I turned 21 a few weeks ago. The actual idea that I have not been a teenager for two years is crazy in and of itself, but to think that I am now officially in my 20s… well, my younger self finds this hard to believe.
Lately, I’ve been searching through old photos and reading old diaries (I wrote A LOT of hilarious things growing up– most of which are extremely embarrassing and/or completely stupid tidbits of information). I also could not journal on a daily basis to save my life. I ended up writing once in a while and always apologized to my journal for not writing. (I was a sympathetic person to inanimate objects). Being who I am now makes me wonder what my 12 year old self would think. As a 12 year old, as most 12 year olds do, I thought that being in college and being in your 20s meant that you were basically ancient and about to die of old age.
False. Completely false. Tell every 12 year old you know– being in your 20s is NOT old.
My interests and aspirations changed through the years and going through old documents and personal belongings, I’ve begun to realize just how much I’ve grown up. Sad. For example, I recently took a Buzzfeed quiz (I’m addicted, by the way) entitled: Did you really grow up in the ’90s? The fact that this is an actual quiz is hilarious, but the fact that I felt the need to prove to myself that I was indeed, and still am, a true ’90s kid is kind of pathetic. Yet necessary.
The questions revolved around toys, movies, games, and fads that were popular in the ’90s. I am here as a proud (maybe just a little embarrassed…okay, a lot embarrassed) ’90s kid, through and through, according to the experts of BuzzFeed. I received a solid 95/125 score of how ’90s I am. So rad. So sad.

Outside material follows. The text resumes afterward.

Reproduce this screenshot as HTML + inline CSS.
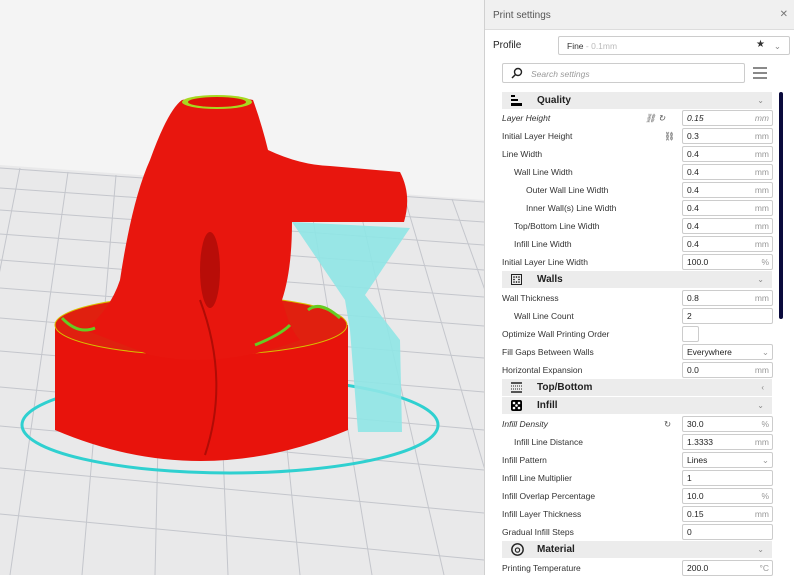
<!DOCTYPE html>
<html><head><style>
*{margin:0;padding:0;box-sizing:border-box}
body{width:794px;height:575px;overflow:hidden;font-family:"Liberation Sans",sans-serif;background:#fff;position:relative}
#vp{position:absolute;left:0;top:0}
#panel{position:absolute;left:484px;top:0;width:310px;height:575px;background:#fff;border-left:1px solid #d0d0d0;font-size:8.5px;color:#333}
.hdr{height:30px;background:#f0f0f0;border-bottom:1px solid #ddd;padding:10px 0 0 8px;font-size:10px;color:#555}
.x{position:absolute;right:6px;top:9px;color:#777;font-size:10px}
.row{position:absolute;left:17px;width:273px;height:18px;line-height:18px}
.inp{position:absolute;left:180px;top:1px;width:91px;height:16px;border:1px solid #ccc;border-radius:2px;padding-left:4px;line-height:14px;color:#222}
.u{position:absolute;right:3px;color:#999}
.cat{position:absolute;left:17px;width:270px;height:17px;background:#ececec;font-weight:bold;font-size:10px;line-height:17px;padding-left:35px;color:#222}
.cat .ch{position:absolute;right:8px;font-weight:normal;color:#888;font-size:8px}
.ic{position:absolute;left:9px;top:3px;width:11px;height:11px}
</style></head><body>
<svg id="vp" width="484" height="575" viewBox="0 0 484 575">
<rect width="484" height="575" fill="#f4f4f4"/>
<polygon points="0,165 484,200 484,575 0,575" fill="#e9e9ea"/>
<g stroke="#c4c6cc" stroke-width="1">
<line x1="0" y1="168" x2="484" y2="202"/><line x1="0" y1="188" x2="484" y2="222"/><line x1="0" y1="210" x2="484" y2="245"/><line x1="0" y1="234" x2="484" y2="270"/><line x1="0" y1="260" x2="484" y2="297"/><line x1="0" y1="288" x2="484" y2="326"/><line x1="0" y1="318" x2="484" y2="358"/><line x1="0" y1="351" x2="484" y2="392"/><line x1="0" y1="387" x2="484" y2="430"/><line x1="0" y1="426" x2="484" y2="470"/><line x1="0" y1="468" x2="484" y2="513"/><line x1="0" y1="514" x2="484" y2="560"/>
<line x1="20" y1="168" x2="-60" y2="575"/><line x1="68" y1="172" x2="10" y2="575"/><line x1="116" y1="175" x2="82" y2="575"/><line x1="164" y1="179" x2="155" y2="575"/><line x1="212" y1="182" x2="228" y2="575"/><line x1="260" y1="186" x2="300" y2="575"/><line x1="308" y1="189" x2="372" y2="575"/><line x1="356" y1="192" x2="444" y2="575"/><line x1="404" y1="196" x2="516" y2="575"/><line x1="452" y1="199" x2="588" y2="575"/>
</g>
<ellipse cx="230" cy="425" rx="208" ry="48" fill="none" stroke="#2fd0d0" stroke-width="3"/>
<polygon points="292,222 410,228 365,295 400,340 402,432 358,432 350,330 345,300" fill="#8fe6e6" opacity=".9"/>
<path d="M55,325 L55,430 Q200,492 348,430 L348,325 Z" fill="#e8130c"/>
<ellipse cx="201" cy="325" rx="146" ry="30" fill="#e0200f" stroke="#d8c000" stroke-width="1"/>
<path d="M85,330 Q110,310 120,280 Q132,200 150,160 Q168,110 182,100 Q217,92 253,100 Q262,125 268,150 Q300,165 330,166 L400,172 Q412,195 404,222 L292,222 Q292,270 282,300 Q290,330 300,340 Q220,370 150,355 Z" fill="#e8160e"/>
<ellipse cx="217" cy="102" rx="35" ry="7" fill="#a8d820"/>
<ellipse cx="217" cy="102" rx="29" ry="5" fill="#e01008"/>
<ellipse cx="210" cy="270" rx="10" ry="38" fill="#b80d08"/>
<path d="M200,300 Q230,380 205,455" stroke="#b00c06" stroke-width="2" fill="none"/>
<path d="M62,318 Q78,335 95,328 M255,345 Q280,335 290,325 M308,310 Q320,300 340,318" stroke="#6c2" stroke-width="3" fill="none"/>
</svg>
<div id="panel">
<div class="hdr">Print settings</div><div class="x">✕</div>
<div style="position:absolute;left:8px;top:40px;font-size:10px;color:#222">Profile</div>
<div style="position:absolute;left:73px;top:36px;width:232px;height:19px;border:1px solid #ccc;border-radius:2px;padding:4px 0 0 8px;font-size:8.5px">Fine <span style="color:#bbb">- 0.1mm</span><span style="position:absolute;right:24px;top:2px;font-size:10px">★</span><span style="position:absolute;right:8px;color:#888">⌄</span></div>
<div style="position:absolute;left:17px;top:63px;width:243px;height:20px;border:1px solid #ccc;border-radius:2px;padding:5px 0 0 28px;font-style:italic;color:#999">Search settings</div>
<svg style="position:absolute;left:26px;top:67px" width="12" height="12"><circle cx="7" cy="5" r="3.5" stroke="#222" stroke-width="1.4" fill="none"/><line x1="4.5" y1="7.5" x2="1" y2="11" stroke="#222" stroke-width="1.5"/></svg>
<svg style="position:absolute;left:268px;top:67px" width="14" height="12"><path d="M0,1H14M0,6H14M0,11H14" stroke="#444" stroke-width="1.2"/></svg>
<div style="position:absolute;left:294px;top:92px;width:4px;height:227px;background:#0a0a3c;border-radius:2px"></div>

<div class="cat" style="top:92px"><svg class="ic" viewBox="0 0 11 11"><rect x="0" y="0" width="4" height="2"/><rect x="0" y="4" width="7" height="2"/><rect x="0" y="8" width="11" height="3"/></svg>Quality<span class="ch">⌄</span></div>
<div class="row" style="top:109px;font-style:italic">Layer Height<span style="position:absolute;left:143px;color:#555">⛓ ↻</span><div class="inp">0.15<span class="u">mm</span></div></div>
<div class="row" style="top:127px">Initial Layer Height<span style="position:absolute;left:162px;color:#555">⛓</span><div class="inp">0.3<span class="u">mm</span></div></div>
<div class="row" style="top:145px">Line Width<div class="inp">0.4<span class="u">mm</span></div></div>
<div class="row" style="top:163px;padding-left:12px">Wall Line Width<div class="inp">0.4<span class="u">mm</span></div></div>
<div class="row" style="top:181px;padding-left:24px">Outer Wall Line Width<div class="inp">0.4<span class="u">mm</span></div></div>
<div class="row" style="top:199px;padding-left:24px">Inner Wall(s) Line Width<div class="inp">0.4<span class="u">mm</span></div></div>
<div class="row" style="top:217px;padding-left:12px">Top/Bottom Line Width<div class="inp">0.4<span class="u">mm</span></div></div>
<div class="row" style="top:235px;padding-left:12px">Infill Line Width<div class="inp">0.4<span class="u">mm</span></div></div>
<div class="row" style="top:253px">Initial Layer Line Width<div class="inp">100.0<span class="u">%</span></div></div>
<div class="cat" style="top:271px"><svg class="ic" viewBox="0 0 11 11"><rect x=".5" y=".5" width="10" height="10" fill="none" stroke="#222"/><circle cx="3" cy="3" r=".8"/><circle cx="5.5" cy="3" r=".8"/><circle cx="8" cy="3" r=".8"/><circle cx="3" cy="8" r=".8"/><circle cx="5.5" cy="8" r=".8"/><circle cx="8" cy="8" r=".8"/><circle cx="3" cy="5.5" r=".8"/><circle cx="8" cy="5.5" r=".8"/></svg>Walls<span class="ch">⌄</span></div>
<div class="row" style="top:289px">Wall Thickness<div class="inp">0.8<span class="u">mm</span></div></div>
<div class="row" style="top:307px;padding-left:12px">Wall Line Count<div class="inp">2</div></div>
<div class="row" style="top:325px">Optimize Wall Printing Order<div class="inp" style="width:17px"></div></div>
<div class="row" style="top:343px">Fill Gaps Between Walls<div class="inp">Everywhere<span class="u">⌄</span></div></div>
<div class="row" style="top:361px">Horizontal Expansion<div class="inp">0.0<span class="u">mm</span></div></div>
<div class="cat" style="top:379px"><svg class="ic" viewBox="0 0 11 11"><path d="M0,1H11M0,10H11" stroke="#222" stroke-width="1.5"/><path d="M0,4H11M0,7H11" stroke="#222" stroke-dasharray="1,1"/></svg>Top/Bottom<span class="ch">‹</span></div>
<div class="cat" style="top:397px"><svg class="ic" viewBox="0 0 11 11"><rect width="11" height="11" rx="2"/><circle cx="3" cy="3" r="1.3" fill="#fff"/><circle cx="8" cy="3" r="1.3" fill="#fff"/><circle cx="5.5" cy="5.5" r="1.3" fill="#fff"/><circle cx="3" cy="8" r="1.3" fill="#fff"/><circle cx="8" cy="8" r="1.3" fill="#fff"/></svg>Infill<span class="ch">⌄</span></div>
<div class="row" style="top:415px;font-style:italic">Infill Density<span style="position:absolute;left:162px;color:#555;font-style:normal">↻</span><div class="inp" style="font-style:normal">30.0<span class="u">%</span></div></div>
<div class="row" style="top:433px;padding-left:12px">Infill Line Distance<div class="inp">1.3333<span class="u">mm</span></div></div>
<div class="row" style="top:451px">Infill Pattern<div class="inp">Lines<span class="u">⌄</span></div></div>
<div class="row" style="top:469px">Infill Line Multiplier<div class="inp">1</div></div>
<div class="row" style="top:487px">Infill Overlap Percentage<div class="inp">10.0<span class="u">%</span></div></div>
<div class="row" style="top:505px">Infill Layer Thickness<div class="inp">0.15<span class="u">mm</span></div></div>
<div class="row" style="top:523px">Gradual Infill Steps<div class="inp">0</div></div>
<div class="cat" style="top:541px"><svg class="ic" viewBox="0 0 11 11" style="top:2px;width:13px;height:13px"><circle cx="5.5" cy="5.5" r="4.8" fill="none" stroke="#222" stroke-width="1.2"/><circle cx="5.5" cy="6" r="1.8" fill="none" stroke="#222"/></svg>Material<span class="ch">⌄</span></div>
<div class="row" style="top:559px">Printing Temperature<div class="inp">200.0<span class="u">°C</span></div></div>
</div>
</body></html>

With that said, as a (belated) celebratory post regarding my 21st birthday, here are 12 Thoughts My 12 Year Old Self Has About Her Future Self…as told through a mock journal entry, written in the same format that many entries I wrote growing up are in. Enjoy!

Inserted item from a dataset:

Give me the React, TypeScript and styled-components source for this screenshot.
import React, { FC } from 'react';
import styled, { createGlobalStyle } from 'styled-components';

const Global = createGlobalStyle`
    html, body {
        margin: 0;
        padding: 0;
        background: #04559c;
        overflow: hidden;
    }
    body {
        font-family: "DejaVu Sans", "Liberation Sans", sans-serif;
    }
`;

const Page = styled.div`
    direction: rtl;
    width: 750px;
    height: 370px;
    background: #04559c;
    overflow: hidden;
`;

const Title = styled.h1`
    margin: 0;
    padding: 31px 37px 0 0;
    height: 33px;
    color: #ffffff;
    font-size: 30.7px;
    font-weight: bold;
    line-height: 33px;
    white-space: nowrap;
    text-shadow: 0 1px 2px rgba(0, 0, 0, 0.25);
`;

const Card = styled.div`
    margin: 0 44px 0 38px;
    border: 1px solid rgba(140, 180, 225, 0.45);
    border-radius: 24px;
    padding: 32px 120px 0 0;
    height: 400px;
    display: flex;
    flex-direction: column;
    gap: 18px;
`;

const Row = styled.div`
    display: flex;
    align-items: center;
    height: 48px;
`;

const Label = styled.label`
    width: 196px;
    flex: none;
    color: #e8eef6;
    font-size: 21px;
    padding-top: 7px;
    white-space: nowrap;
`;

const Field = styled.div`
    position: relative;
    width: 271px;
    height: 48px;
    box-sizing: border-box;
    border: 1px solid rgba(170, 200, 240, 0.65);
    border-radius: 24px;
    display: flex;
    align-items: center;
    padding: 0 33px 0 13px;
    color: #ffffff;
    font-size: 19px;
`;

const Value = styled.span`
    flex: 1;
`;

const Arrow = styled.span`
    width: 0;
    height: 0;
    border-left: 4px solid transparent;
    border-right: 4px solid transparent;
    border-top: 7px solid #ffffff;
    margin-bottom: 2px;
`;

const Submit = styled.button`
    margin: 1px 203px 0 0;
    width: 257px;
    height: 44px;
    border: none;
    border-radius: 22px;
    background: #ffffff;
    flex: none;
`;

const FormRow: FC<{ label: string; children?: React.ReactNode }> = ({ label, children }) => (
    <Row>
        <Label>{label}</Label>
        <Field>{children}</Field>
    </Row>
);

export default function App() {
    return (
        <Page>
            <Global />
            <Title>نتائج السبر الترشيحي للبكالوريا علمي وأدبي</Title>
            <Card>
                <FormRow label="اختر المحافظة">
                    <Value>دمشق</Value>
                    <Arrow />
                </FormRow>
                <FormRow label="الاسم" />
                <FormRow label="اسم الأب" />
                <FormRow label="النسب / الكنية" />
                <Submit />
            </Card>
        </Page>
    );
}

Hi. It’s Keri again. I’m sorry I keep forgetting to write. I’ve been busy…with stuff. Too much stuff. It’s kind of sad. I mean, I’m only 12 years old. Why is life so demanding? Okay, well enough about that. I have serious news for you.
SERIOUS NEWS!!! !!!
I kinda met my future self and talked about the year 2014. It’s weird, but I just NEEDED to tell you. Mom’s downstairs with the boys doing school so I’m in my room hiding. Hehe:)
Okay, so here it is. Um… BARLOW GIRL BROKE UP. Now I’m sad. Who will I listen to now? Certainly not Jeremy’s music, ew. (P.S. Oh great, future self says that I start listening to Jeremy’s music– noooo).

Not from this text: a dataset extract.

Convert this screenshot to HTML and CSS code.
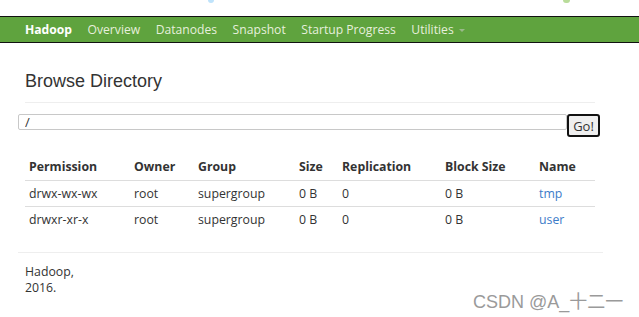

HANNAH MONTANA WENT CRAZY. I knew it. That blond wig didn’t fool me.
All the nights of praying haven’t helped yet. They STILL haven’t made Finding Nemo 2. Ugh. Oh, and to make this day a little worse, future me actually ENJOYS watching football. Yep. Oh, and.. my dream career apparently goes from working at Fox News to working in SPORTS public relations. (Whatever that is). I blame Jeremy. It’s his fault, I’m sure.
Guess I’m going to be small forever, because I never grow after this year. Not even an inch. 5’1 3/4 forever. Yay:(
Also, not sure who this Jack Sparrow guy is, but future me apparently thinks he’s the best. Oh, and coffee. Future me actually LIKES coffee. It’s bitter and gross. Why, I will never understand me. There’s also these things called Twitter and Facebook on the computer. Sounds dumb. I’ll stick to Nancy Drew, thanks.
Mom’s calling me so I g2g. Here are three more things that I told myself: I go to college and I love it (and I don’t fail out! YES. THE NIGHTMARES ARE FALSE). Be nice to the brothers– they end up being my best friends. (Yeah, okay. I think I lost my mind in the future). And I start a blog and quit journaling except for once in a while. Sorry journal, I guess our times are coming to an end. Again.